Russische Oppositionelle werfen dem Kreml vor, er wolle die WM propagandistisch ausschlachten. Aber angesichts des dominierenden Selbstbildes des einsamen, stolzen und erfolgreich seine andrängenden Feinde abwehrenden Russlands klingt die Losung, man werde die «beste Fussball-WM aller Zeiten organisieren» eher harmlos. «Die Gegnerschaft zum Westen, der Russland angeblich hasst, lässt sich innenpolitisch viel besser verkaufen», sagt der Politologe Juri Korgonjuk. «Negative Gefühle wirken propagandistisch immer stärker.» Aussenpolitisch freut sich der Kreml sicher, dass die Welt vier Wochen lang über Russland redet, ohne dass dabei Giftgas, Bomben- oder Cyberangriffe im Mittelpunkt stehen. Aber auch 6000 TV-Minuten mehr oder weniger gelungenen Fussballs werden diese nicht aus dem internationalen Bewusstsein spülen. Umgekehrt hoffen liberale Beobachter, die Ausländer, die zu Hunderttausenden auch nach Saransk, Samara oder Jekaterinburg schwappen, könnten mit Frohsinn und Friedlichkeit russische Vorurteile über die westliche Welt beseitigen. Aber ein wirklicher Meinungsabtausch in den Fanzonen wird an der Sprachbarriere scheitern. Ausserdem weiss jeder, der länger in Russland gelebt hat, dass die Russen angesichts «netter» und «normaler» Westler leicht einen Trennstrich zwischen ihnen und dem «entarteten» politischen System im Westen ziehen. Diese WM wird Russland tatsächlich wenig verändern. Aber ob sie als Fussballturnier gelingt, das hängt weder von der Propaganda des Staates ab noch von seinen Sicherheitsmassnahmen. Sondern von den Fans, den vater- wie den ausländischen. Schon beim Confederations-Cup vergangenes Jahr, steckten Chilenen und Mexikaner die Russen mit ihrem Temperament an, rollten jubelnde La-Ola-Wellen durch die Stadien von Kasan und Sankt Petersburg, feierte man gemeinsame Fussballfeste, ohne dass das grosse Polizeiaufgebot dabei gestört hätte. Der Hunger der Russen auf schönen Fussball ist gross. Vielleicht erleben ja auch sie ihr Sommermärchen.

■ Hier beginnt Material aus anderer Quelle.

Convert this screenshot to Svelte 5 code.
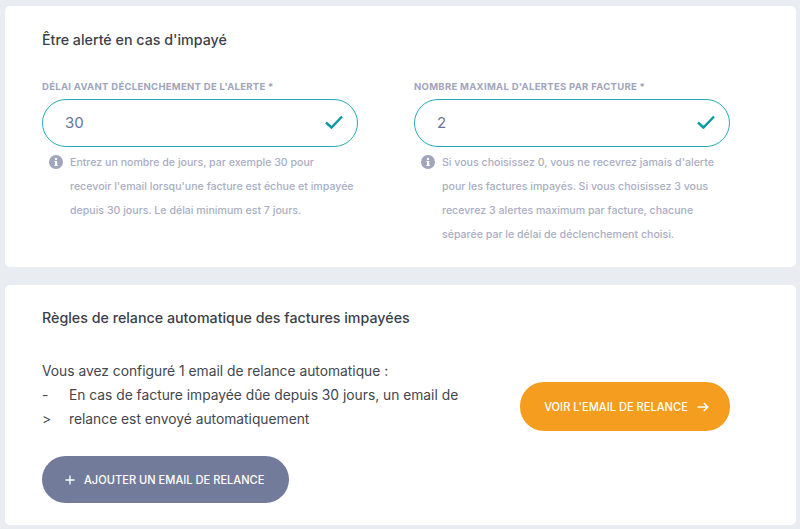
<script>
	const fields = [
		{
			label: "Délai avant déclenchement de l'alerte *",
			value: '30',
			help: [
				'Entrez un nombre de jours, par exemple 30 pour',
				"recevoir l'email lorsqu'une facture est échue et impayée",
				'depuis 30 jours. Le délai minimum est 7 jours.'
			]
		},
		{
			label: "Nombre maximal d'alertes par facture *",
			value: '2',
			help: [
				"Si vous choisissez 0, vous ne recevrez jamais d'alerte",
				'pour les factures impayés. Si vous choisissez 3 vous',
				'recevrez 3 alertes maximum par facture, chacune',
				'séparée par le délai de déclenchement choisi.'
			]
		}
	];
</script>

<main>
	<section class="card first">
		<h2>Être alerté en cas d'impayé</h2>
		<div class="fields">
			{#each fields as field}
				<div class="field">
					<label for={field.value}>{field.label}</label>
					<div class="input-wrap">
						<input id={field.value} type="text" value={field.value} />
						<svg class="check" width="20" height="16" viewBox="0 0 20 16" fill="none">
							<path d="M2 8.5 L7.5 13.5 L18 2.5" stroke="#0a9aa5" stroke-width="2.4" />
						</svg>
					</div>
					<div class="help">
						<svg class="info" width="14" height="14" viewBox="0 0 14 14">
							<circle cx="7" cy="7" r="7" fill="#a0a5bc" />
							<rect x="6" y="6" width="2.2" height="4.8" fill="#fff" />
							<rect x="5.3" y="6" width="2" height="1" fill="#fff" />
							<rect x="5.3" y="9.9" width="3.6" height="1" fill="#fff" />
							<circle cx="7" cy="4" r="1.2" fill="#fff" />
						</svg>
						<p>
							{#each field.help as line}
								<span>{line}</span>
							{/each}
						</p>
					</div>
				</div>
			{/each}
		</div>
	</section>

	<section class="card second">
		<h2>Règles de relance automatique des factures impayées</h2>
		<div class="rules">
			<div class="rule-text">
				<p>Vous avez configuré 1 email de relance automatique :</p>
				<div class="item">
					<span class="mark">-</span>
					<span>En cas de facture impayée dûe depuis 30 jours, un email de</span>
				</div>
				<div class="item">
					<span class="mark">&gt;</span>
					<span>relance est envoyé automatiquement</span>
				</div>
			</div>
			<button class="btn orange">
				Voir l'email de relance
				<svg width="12" height="10" viewBox="0 0 12 10" fill="none">
					<path d="M0.5 5 H10.5 M6.8 1 L10.8 5 L6.8 9" stroke="#fff" stroke-width="1.5" />
				</svg>
			</button>
		</div>
		<button class="btn grey">
			<svg width="10" height="10" viewBox="0 0 10 10" fill="none">
				<path d="M5 0.5 V9.5 M0.5 5 H9.5" stroke="#fff" stroke-width="1.3" />
			</svg>
			Ajouter un email de relance
		</button>
	</section>
</main>

<style>
	:global(body) {
		margin: 0;
		background: #e9edf1;
	}

	main {
		height: 529px;
		box-sizing: border-box;
		padding: 6px 4px 0 5px;
		font-family: Inter, 'Liberation Sans', sans-serif;
		overflow: hidden;
	}

	.card {
		background: #fff;
		border-radius: 5px;
		padding: 0 37px;
		box-sizing: border-box;
	}

	.first {
		height: 261px;
		margin-bottom: 18px;
		padding-top: 25px;
	}

	.second {
		height: 240px;
		padding-top: 24px;
	}

	h2 {
		margin: 0;
		font-size: 14.25px;
		font-weight: 500;
		line-height: 18px;
		color: #3c3f49;
	}

	.fields {
		display: flex;
		gap: 56px;
		margin-top: 31px;
	}

	.field {
		width: 316px;
	}

	label {
		display: block;
		font-size: 9.5px;
		font-weight: 700;
		letter-spacing: 0.3px;
		line-height: 14px;
		text-transform: uppercase;
		color: #a0a5bc;
		margin-bottom: 5px;
	}

	.input-wrap {
		position: relative;
	}

	input {
		display: block;
		width: 100%;
		height: 48px;
		box-sizing: border-box;
		border: 1px solid #2aa9b5;
		border-radius: 24px;
		padding: 0 22px 1px 22px;
		outline: none;
		font: 400 15px Inter, 'Liberation Sans', sans-serif;
		color: #6d7493;
	}

	.check {
		position: absolute;
		top: 15px;
		right: 14px;
	}

	.help {
		display: flex;
		gap: 7px;
		padding-left: 7px;
		margin-top: 4px;
	}

	.info {
		flex: none;
		margin-top: 4px;
	}

	.help p {
		margin: 0;
		font-size: 10.6px;
		font-weight: 500;
		line-height: 24px;
		color: #a9aec3;
	}

	.help span {
		display: block;
		white-space: nowrap;
	}

	.rules {
		display: flex;
		justify-content: space-between;
		align-items: flex-end;
		margin-top: 32px;
	}

	.rule-text {
		font-size: 13.8px;
		line-height: 24px;
		color: #43464f;
	}

	.rule-text p {
		margin: 0;
	}

	.item {
		display: flex;
		white-space: nowrap;
	}

	.mark {
		width: 27px;
	}

	.btn {
		display: flex;
		align-items: center;
		height: 47px;
		border: none;
		border-radius: 24px;
		color: #fff;
		font: 500 11.1px Inter, 'Liberation Sans', sans-serif;
		text-transform: uppercase;
		box-sizing: border-box;
	}

	.orange {
		width: 210px;
		height: 49px;
		justify-content: center;
		gap: 9px;
		padding: 0 0 0 3px;
		background: #f49d1e;
		margin-right: 29px;
	}

	.grey {
		width: 247px;
		gap: 9px;
		padding-left: 23px;
		background: #737b9a;
		margin-top: 25px;
	}
</style>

Inzwischen sind die Fans im Zentrum Moskaus nicht mehr zu übersehen. Kleine Gruppen in peruanischen, argentinischen und australischen Trikots schlendern durch die Fussgängerzone, einige Gesichter sind noch vom Jetlag zerknittert, aber schon mischt sich spanisches oder arabisches Lachen in die Gitarrenklänge der Strassenmusikanten. Ein junger Moskauer überschüttet drei lächelnde Iraner mit flüssigem Englisch, am Schnellimbiss kämpfen die usbekische Verkäuferin und zwei Senegalesen mit Hilfe eines Smartphone-Übersetzers um Verständigung. Internationale Farbkleckse machen Moskaus Alltag bunt. Aber die einzige russische Trikolore hier trägt eine junge Brasilianerin über den Schultern.
Bevor Russland mitfeiert, scheint es zuerst das Eröffnungsspiel gegen Saudi-Arabien abwarten zu wollen.